LONG READS Issue 1063 · May 28, 2025

Up All Night    

While the world was sleeping, what kept you up all night?

Up All Night    
On Shavuos, we stay up all night to receive the Torah—a tradition rooted in devotion and anticipation. But not every all-nighter is linked to such joyous expectation, at least not planned. People are awake at 3 a.m. for all kinds of reasons: a crying baby, a looming deadline, a soul-searching conversation with a needy friend, a family trauma, or just frustrating insomnia. Some nights are holy by design; others become holy by surprise.

Coordinated By: Michal Frischman

Keyed Up

Ariella Schiller
I stayed up all night traveling.

IT was me, my husband of two years, his parents, and our one-year-old son. It wasn’t supposed to be an all-nighter, although with the Schillers, I was fast learning, you just never knew. But this was supposed to be an easy one: We’d travel up north on the second day of Chol Hamoed from Ramat Beit Shemesh — where we had all stayed for first days — to visit my sister-in-law in the Pesach program she and her husband run in the Kinar Hotel on the shores of the Kinneret.

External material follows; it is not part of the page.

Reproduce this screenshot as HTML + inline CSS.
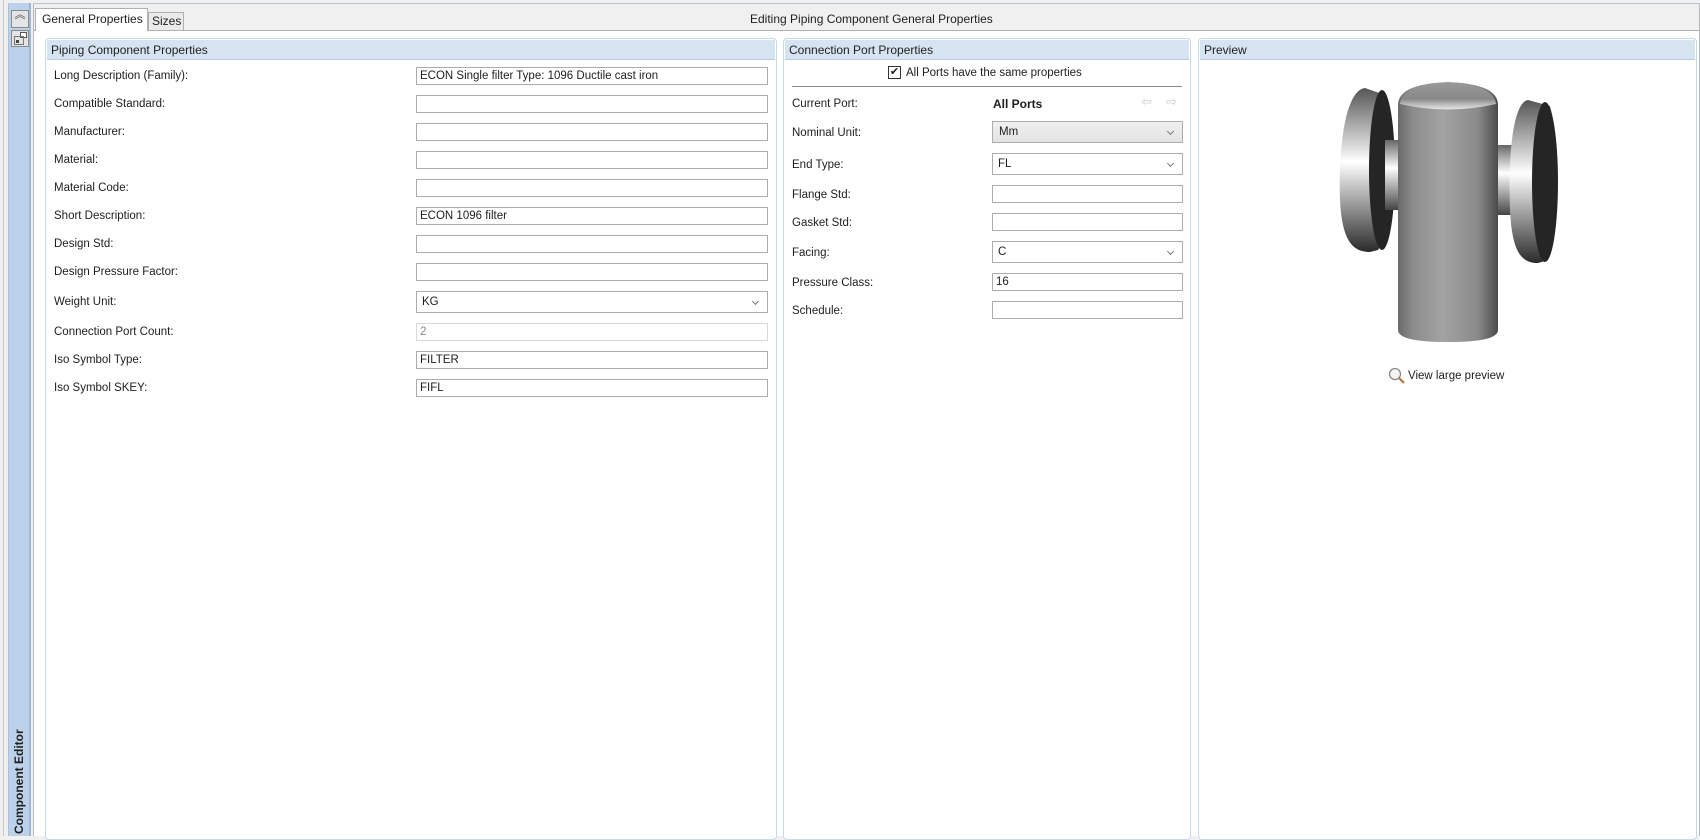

You know, they always remind you when you’re dating that you’re not marrying the boy’s family, you’re marrying the boy. And while that’s very true, you’re also kind of marrying his family. I mean, purely circumstantially, you’re probably going to be spending a lot of time with them.

Fortunately, though, the more time I spent with my in-laws, the more I grew to love them.

The drive itself back from the hotel was eventful. Watching my mother-in-law drive at breakneck speed over the roller-coaster hills of the Jordan Valley on the way back to Jerusalem (with no street lights), rounding curves like they were corners, I was pretty sure I was going to lose my matzah. Or my life. But we somehow made it safely back to our cozy apartment — where we’d be spending the second half of Yom Tov — at around three in the morning, tired, hungry, and extremely hyper.